Once again, conditions of insoluble economic and financial crisis, intensifying trade war and global militarization threaten to erupt into an uncontrollable and ferocious struggle of each against all. The same capitalist crisis is simultaneously provoking a worldwide renewal of the class struggle, as workers in country after country fight back against the assault on living standards and basic democratic rights together with the unending growth of social inequality.

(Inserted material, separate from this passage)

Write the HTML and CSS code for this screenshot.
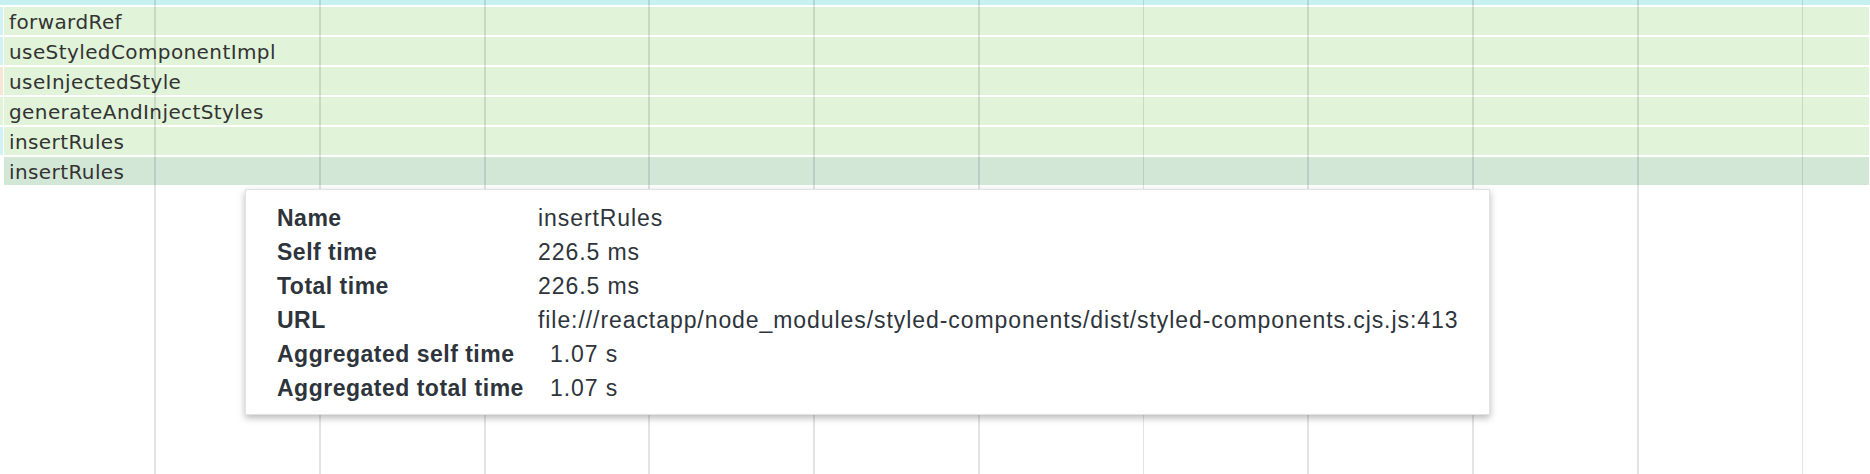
FILE: index.html
```html
<!DOCTYPE html>
<html lang="en">
<head>
  <meta charset="UTF-8">
  <title>Flame chart - insertRules</title>
  <link rel="stylesheet" href="styles.css">
</head>
<body>

  <!-- Flame chart -->
  <div class="chart">
    <div class="frame-row frame-row-top">
      <div class="frame frame-cyan"></div>
    </div>
    <div class="frame-row">
      <div class="edge edge-cyan"></div>
      <div class="frame">forwardRef</div>
    </div>
    <div class="frame-row">
      <div class="edge edge-cyan"></div>
      <div class="frame">useStyledComponentImpl</div>
    </div>
    <div class="frame-row">
      <div class="edge edge-orange"></div>
      <div class="frame">useInjectedStyle</div>
    </div>
    <div class="frame-row">
      <div class="edge edge-green"></div>
      <div class="frame">generateAndInjectStyles</div>
    </div>
    <div class="frame-row">
      <div class="edge edge-cyan"></div>
      <div class="frame">insertRules</div>
    </div>
    <div class="frame-row">
      <div class="edge"></div>
      <div class="frame frame-selected">insertRules</div>
    </div>

    <!-- Time grid overlay -->
    <div class="grid-lines"></div>

    <!-- Hover tooltip -->
    <div class="tooltip">
      <div class="tooltip-label">Name</div>
      <div class="tooltip-value">insertRules</div>
      <div class="tooltip-label">Self time</div>
      <div class="tooltip-value">226.5 ms</div>
      <div class="tooltip-label">Total time</div>
      <div class="tooltip-value">226.5 ms</div>
      <div class="tooltip-label">URL</div>
      <div class="tooltip-value">file:///reactapp/node_modules/styled-components/dist/styled-components.cjs.js:413</div>
      <div class="tooltip-label">Aggregated self time</div>
      <div class="tooltip-value tooltip-num">1.07 s</div>
      <div class="tooltip-label">Aggregated total time</div>
      <div class="tooltip-value tooltip-num">1.07 s</div>
    </div>
  </div>

</body>
</html>
```

FILE: styles.css
```css
body {
  margin: 0;
  background: #fff;
  font-family: "DejaVu Sans", sans-serif;
}
.chart {
  position: relative;
  height: 474px;
  overflow: hidden;
}
/* Frame rows */
.frame-row {
  display: flex;
  height: 28px;
  margin-top: 2px;
  padding-right: 1px;
}
.frame-row-top {
  height: 5px;
  margin-top: 0;
  padding-right: 0;
}
.edge {
  width: 3px;
  margin-right: 1px;
}
.edge-cyan {
  background-color: #d2f1f2;
}
.edge-orange {
  background-color: #f6e6d6;
}
.edge-green {
  background-color: #e1f4d9;
}
.frame {
  flex: 1;
  background-color: #e1f4d9;
  color: #333;
  font-size: 20px;
  letter-spacing: 0.4px;
  line-height: 30px;
  padding-left: 5px;
  white-space: nowrap;
  overflow: hidden;
}
.frame-cyan {
  background-color: #c7f0f0;
}
.frame-selected {
  background-color: #d3e7d7;
}
/* Grid lines */
.grid-lines {
  position: absolute;
  top: 0;
  left: 0;
  right: 0;
  bottom: 0;
  pointer-events: none;
  background-image: repeating-linear-gradient(to right,
    transparent 0, transparent 154px,
    rgba(0,0,0,0.11) 154px, rgba(0,0,0,0.11) 156px,
    transparent 156px, transparent 164.75px);
  background-position: 0 0;
}
/* Tooltip */
.tooltip {
  position: absolute;
  left: 245px;
  top: 189px;
  width: 1245px;
  box-sizing: border-box;
  padding: 11px 32px 9px 31px;
  background: #fff;
  border: 1px solid #e2e2e2;
  box-shadow: 0 3px 7px rgba(0,0,0,0.28);
  display: grid;
  grid-template-columns: 261px auto;
  font-family: "Liberation Sans", Arial, sans-serif;
  font-size: 23px;
  line-height: 34px;
  color: #2e343b;
}
.tooltip-label {
  font-weight: bold;
  letter-spacing: 0.5px;
  white-space: nowrap;
}
.tooltip-value {
  letter-spacing: 0.93px;
  white-space: nowrap;
}
.tooltip-num {
  padding-left: 12px;
}
```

Just as in 1914 and 1939, the threat of a global imperialist conflict confronts humanity with the choice of socialism or barbarism. The potential for the outbreak of a third world war is greater today than at any time since 1945. Among the greatest dangers in the present situation is the absence of mass awareness of the depth and extent of the geopolitical conflicts that are driving the imperialist powers to war. As in the years that preceded the outbreak of World War II, they are—to use the words of Trotsky—tobogganing toward a catastrophe. As the international conflicts interact with mounting social turmoil within their own countries, the crisis-ridden capitalist regime increasingly sees war as a way out of the present political, economic and social impasse.

As in the 1930s, the path to war will not be blocked by moral and pacifist appeals to the leaders of imperialism. Opposition to war requires the political unification of the working class, on the basis of an international socialist program, against the capitalist system. This is the perspective advanced by the International Committee of the Fourth International.